U.S.-Mexican Security Cooperation: The Mérida Initiative and Beyond

Clare Ribando Seelke
Specialist in Latin American Affairs

Kristin M. Finklea
Analyst in Domestic Security

Brazen violence perpetrated by drug trafficking organizations (DTOs) and other criminal groups is threatening citizen security and governance in some parts of Mexico, a country with which the United States shares a nearly 2,000 mile border and $460 billion in annual trade. Although the violence in Mexico has generally declined since late 2011, analysts estimate that it may have claimed more than 60,000 lives over the last six years. The violence has increased U.S. concerns about stability in Mexico, a key political and economic ally, and about the possibility of violence spilling over into the United States. Mexican DTOs dominate the U.S. illicit drug market and are considered the greatest drug trafficking threat facing the United States.

U.S.-Mexican security cooperation has increased significantly as a result of the development and implementation of the Mérida Initiative, a counterdrug and anticrime assistance package for Mexico and Central America first funded in FY2008. Whereas U.S. assistance initially focused on training and equipping Mexican counterdrug forces, it now places more emphasis on addressing the weak institutions and underlying societal problems that have allowed the drug trade to flourish in Mexico. The Mérida strategy now focuses on: (1) disrupting organized criminal groups, (2) institutionalizing the rule of law, (3) building a 21
st century border, and (4) building strong and resilient communities. As part of the Mérida Initiative, the Mexican government pledged to intensify its anticrime efforts and the U.S. government pledged to address drug demand and the illicit trafficking of firearms and bulk currency to Mexico.
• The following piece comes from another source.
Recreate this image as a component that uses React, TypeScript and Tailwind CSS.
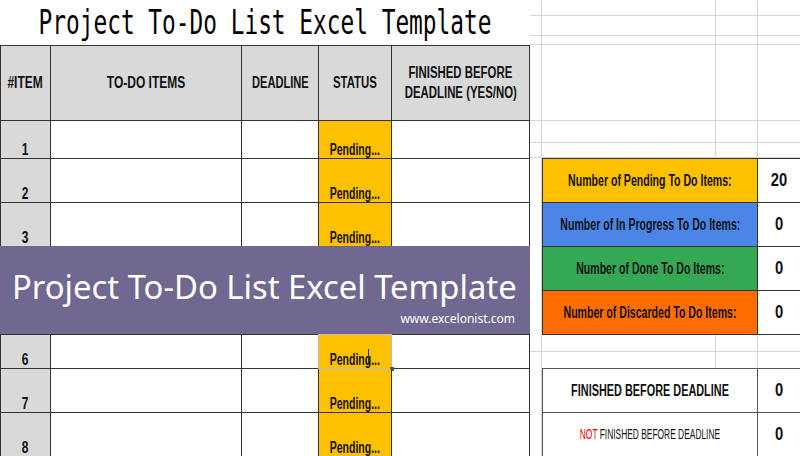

Mexican President Enrique Peña Nieto has vowed to continue U.S.-Mexican security cooperation, albeit with a new focus on reducing violent crime in Mexico. Peña Nieto has reformed the structure of Mexico’s security apparatus, placing the Federal Police and intelligence services under the authority of the Interior Secretary. He also intends to create a gendarmerie (militarized police) to gradually replace military forces engaged in public security efforts and to help states form unified police commands. Peña Nieto’s security strategy prioritizes crime prevention and human rights protection; it also seeks to advance judicial reform. As the Peña Nieto government adjusts Mexico’s security strategy, bilateral efforts and U.S. programs may need to be adjusted. Mexico’s new administration also supports efforts to enact gun control in the United States.

The 113
th Congress is likely to continue funding and overseeing the Mérida Initiative and related domestic initiatives, but may also consider supporting new programs. From FY2008-FY2012, Congress appropriated $1.9 billion in Mérida assistance for Mexico, roughly $1.1 billion of which had been delivered as of November 2012. The Obama Administration asked for an additional $234.0 million in Mérida assistance for Mexico in its FY2013 budget request. Congress has also debated how to measure the impact of Mérida Initiative programs, as well as the extent to which Mérida has adequately evolved to respond to changing security conditions in Mexico. Another issue of congressional interest has involved whether Mexico is meeting the human rights conditions placed on Mérida Initiative funding.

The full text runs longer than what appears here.